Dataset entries

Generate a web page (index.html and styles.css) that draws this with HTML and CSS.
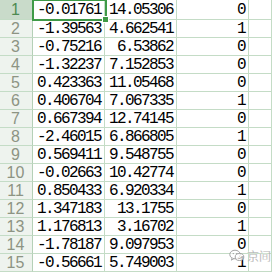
FILE: index.html
```html
<!DOCTYPE html>
<html>
<head>
<meta charset="utf-8">
<link rel="stylesheet" href="styles.css">
</head>
<body>
<div class="sheet">
  <div class="grid">
    <div class="rh sel">1</div><div class="c">-0.01761</div><div class="c">14.05306</div><div class="c">0</div><div class="e"></div>
    <div class="rh">2</div><div class="c">-1.39563</div><div class="c">4.662541</div><div class="c">1</div><div class="e"></div>
    <div class="rh">3</div><div class="c">-0.75216</div><div class="c">6.53862</div><div class="c">0</div><div class="e"></div>
    <div class="rh">4</div><div class="c">-1.32237</div><div class="c">7.152853</div><div class="c">0</div><div class="e"></div>
    <div class="rh">5</div><div class="c">0.423363</div><div class="c">11.05468</div><div class="c">0</div><div class="e"></div>
    <div class="rh">6</div><div class="c">0.406704</div><div class="c">7.067335</div><div class="c">1</div><div class="e"></div>
    <div class="rh">7</div><div class="c">0.667394</div><div class="c">12.74145</div><div class="c">0</div><div class="e"></div>
    <div class="rh">8</div><div class="c">-2.46015</div><div class="c">6.866805</div><div class="c">1</div><div class="e"></div>
    <div class="rh">9</div><div class="c">0.569411</div><div class="c">9.548755</div><div class="c">0</div><div class="e"></div>
    <div class="rh">10</div><div class="c">-0.02663</div><div class="c">10.42774</div><div class="c">0</div><div class="e"></div>
    <div class="rh">11</div><div class="c">0.850433</div><div class="c">6.920334</div><div class="c">1</div><div class="e"></div>
    <div class="rh">12</div><div class="c">1.347183</div><div class="c">13.1755</div><div class="c">0</div><div class="e"></div>
    <div class="rh">13</div><div class="c">1.176813</div><div class="c">3.16702</div><div class="c">1</div><div class="e"></div>
    <div class="rh">14</div><div class="c">-1.78187</div><div class="c">9.097953</div><div class="c">0</div><div class="e"></div>
    <div class="rh">15</div><div class="c">-0.56661</div><div class="c">5.749003</div><div class="c">1</div><div class="e"></div>
  </div>
  <div class="selbox"><span class="handle"></span></div>
  <div class="mark">
    <svg class="wx" width="16" height="13" viewBox="0 0 16 13">
      <ellipse cx="6" cy="5.5" rx="5.2" ry="4.3" fill="rgba(255,255,255,0.6)" stroke="#9a9a9a" stroke-width="0.9"/>
      <path d="M3 9 L2.4 11.2 L5 9.6" fill="rgba(255,255,255,0.6)" stroke="#9a9a9a" stroke-width="0.8"/>
      <ellipse cx="10.5" cy="8" rx="4.3" ry="3.5" fill="rgba(255,255,255,0.7)" stroke="#9a9a9a" stroke-width="0.9"/>
      <circle cx="4.3" cy="4.6" r="0.7" fill="#9a9a9a"/>
      <circle cx="7.8" cy="4.6" r="0.7" fill="#9a9a9a"/>
    </svg>
    <span class="mtext">京间</span>
  </div>
</div>
</body>
</html>
```

FILE: styles.css
```css
html, body {
  margin: 0;
  padding: 0;
  background: #ffffff;
}
.sheet {
  position: relative;
  width: 272px;
  height: 274px;
  overflow: hidden;
  background: #ffffff;
}
.grid {
  display: grid;
  grid-template-columns: 33px 72px 72px 72px 1fr;
  grid-template-rows: 20px repeat(14, 18px) 1fr;
  height: 274px;
}
.grid > div {
  box-sizing: border-box;
  border-bottom: 1px solid #c4dcc6;
  border-right: 1px solid #c4dcc6;
}
.rh {
  background: #eef3ee;
  color: #8d9483;
  font-family: "Liberation Sans", Arial, sans-serif;
  font-size: 16px;
  line-height: 17px;
  text-align: center;
  padding-right: 1px;
  border-right-color: #b5d0b7 !important;
}
.rh.sel {
  background: #c9dbca;
  color: #4d8a52;
  line-height: 19px;
}
.c {
  font-family: "Liberation Mono", "Courier New", monospace;
  font-size: 16px;
  letter-spacing: -1.6px;
  color: #000;
  text-align: right;
  padding-right: 3px;
  line-height: 18px;
  white-space: nowrap;
  overflow: hidden;
}
.grid > .c:nth-child(2), .grid > .c:nth-child(3), .grid > .c:nth-child(4) {
  line-height: 20px;
}
.selbox {
  position: absolute;
  left: 32px;
  top: -1px;
  width: 75px;
  height: 22px;
  box-sizing: border-box;
  border: 2px solid #3f9a47;
}
.handle {
  position: absolute;
  right: -4px;
  bottom: -4px;
  width: 5px;
  height: 5px;
  background: #3f9a47;
  border: 1px solid #ffffff;
}
.mark {
  position: absolute;
  left: 229px;
  top: 249px;
  display: flex;
  align-items: center;
  gap: 2px;
}
.mtext {
  font-family: "Noto Sans CJK SC", sans-serif;
  font-size: 12px;
  line-height: 13px;
  color: rgba(120,120,120,0.75);
  -webkit-text-stroke: 0.3px rgba(255,255,255,0.8);
}
```
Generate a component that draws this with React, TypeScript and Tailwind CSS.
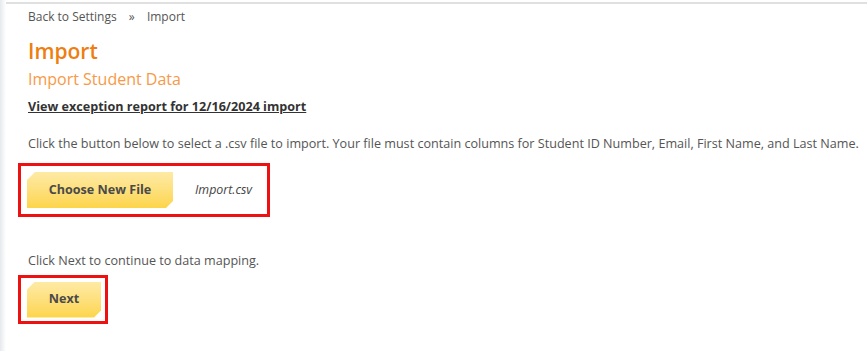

_What the exercise asks_. Images must not appear in the copy; reproduce everything else in the records verbatim.

_Expected answer_.
Generate a web page (index.html and styles.css) that draws this with HTML and CSS.
FILE: index.html
```html
<!DOCTYPE html>
<html>
<head>
<meta charset="utf-8">
<link rel="stylesheet" href="styles.css">
</head>
<body>
<div class="sheet">
  <div class="grid">
    <div class="rh sel">1</div><div class="c">-0.01761</div><div class="c">14.05306</div><div class="c">0</div><div class="e"></div>
    <div class="rh">2</div><div class="c">-1.39563</div><div class="c">4.662541</div><div class="c">1</div><div class="e"></div>
    <div class="rh">3</div><div class="c">-0.75216</div><div class="c">6.53862</div><div class="c">0</div><div class="e"></div>
    <div class="rh">4</div><div class="c">-1.32237</div><div class="c">7.152853</div><div class="c">0</div><div class="e"></div>
    <div class="rh">5</div><div class="c">0.423363</div><div class="c">11.05468</div><div class="c">0</div><div class="e"></div>
    <div class="rh">6</div><div class="c">0.406704</div><div class="c">7.067335</div><div class="c">1</div><div class="e"></div>
    <div class="rh">7</div><div class="c">0.667394</div><div class="c">12.74145</div><div class="c">0</div><div class="e"></div>
    <div class="rh">8</div><div class="c">-2.46015</div><div class="c">6.866805</div><div class="c">1</div><div class="e"></div>
    <div class="rh">9</div><div class="c">0.569411</div><div class="c">9.548755</div><div class="c">0</div><div class="e"></div>
    <div class="rh">10</div><div class="c">-0.02663</div><div class="c">10.42774</div><div class="c">0</div><div class="e"></div>
    <div class="rh">11</div><div class="c">0.850433</div><div class="c">6.920334</div><div class="c">1</div><div class="e"></div>
    <div class="rh">12</div><div class="c">1.347183</div><div class="c">13.1755</div><div class="c">0</div><div class="e"></div>
    <div class="rh">13</div><div class="c">1.176813</div><div class="c">3.16702</div><div class="c">1</div><div class="e"></div>
    <div class="rh">14</div><div class="c">-1.78187</div><div class="c">9.097953</div><div class="c">0</div><div class="e"></div>
    <div class="rh">15</div><div class="c">-0.56661</div><div class="c">5.749003</div><div class="c">1</div><div class="e"></div>
  </div>
  <div class="selbox"><span class="handle"></span></div>
  <div class="mark">
    <svg class="wx" width="16" height="13" viewBox="0 0 16 13">
      <ellipse cx="6" cy="5.5" rx="5.2" ry="4.3" fill="rgba(255,255,255,0.6)" stroke="#9a9a9a" stroke-width="0.9"/>
      <path d="M3 9 L2.4 11.2 L5 9.6" fill="rgba(255,255,255,0.6)" stroke="#9a9a9a" stroke-width="0.8"/>
      <ellipse cx="10.5" cy="8" rx="4.3" ry="3.5" fill="rgba(255,255,255,0.7)" stroke="#9a9a9a" stroke-width="0.9"/>
      <circle cx="4.3" cy="4.6" r="0.7" fill="#9a9a9a"/>
      <circle cx="7.8" cy="4.6" r="0.7" fill="#9a9a9a"/>
    </svg>
    <span class="mtext">京间</span>
  </div>
</div>
</body>
</html>
```

FILE: styles.css
```css
html, body {
  margin: 0;
  padding: 0;
  background: #ffffff;
}
.sheet {
  position: relative;
  width: 272px;
  height: 274px;
  overflow: hidden;
  background: #ffffff;
}
.grid {
  display: grid;
  grid-template-columns: 33px 72px 72px 72px 1fr;
  grid-template-rows: 20px repeat(14, 18px) 1fr;
  height: 274px;
}
.grid > div {
  box-sizing: border-box;
  border-bottom: 1px solid #c4dcc6;
  border-right: 1px solid #c4dcc6;
}
.rh {
  background: #eef3ee;
  color: #8d9483;
  font-family: "Liberation Sans", Arial, sans-serif;
  font-size: 16px;
  line-height: 17px;
  text-align: center;
  padding-right: 1px;
  border-right-color: #b5d0b7 !important;
}
.rh.sel {
  background: #c9dbca;
  color: #4d8a52;
  line-height: 19px;
}
.c {
  font-family: "Liberation Mono", "Courier New", monospace;
  font-size: 16px;
  letter-spacing: -1.6px;
  color: #000;
  text-align: right;
  padding-right: 3px;
  line-height: 18px;
  white-space: nowrap;
  overflow: hidden;
}
.grid > .c:nth-child(2), .grid > .c:nth-child(3), .grid > .c:nth-child(4) {
  line-height: 20px;
}
.selbox {
  position: absolute;
  left: 32px;
  top: -1px;
  width: 75px;
  height: 22px;
  box-sizing: border-box;
  border: 2px solid #3f9a47;
}
.handle {
  position: absolute;
  right: -4px;
  bottom: -4px;
  width: 5px;
  height: 5px;
  background: #3f9a47;
  border: 1px solid #ffffff;
}
.mark {
  position: absolute;
  left: 229px;
  top: 249px;
  display: flex;
  align-items: center;
  gap: 2px;
}
.mtext {
  font-family: "Noto Sans CJK SC", sans-serif;
  font-size: 12px;
  line-height: 13px;
  color: rgba(120,120,120,0.75);
  -webkit-text-stroke: 0.3px rgba(255,255,255,0.8);
}
```
Generate a component that draws this with React, TypeScript and Tailwind CSS.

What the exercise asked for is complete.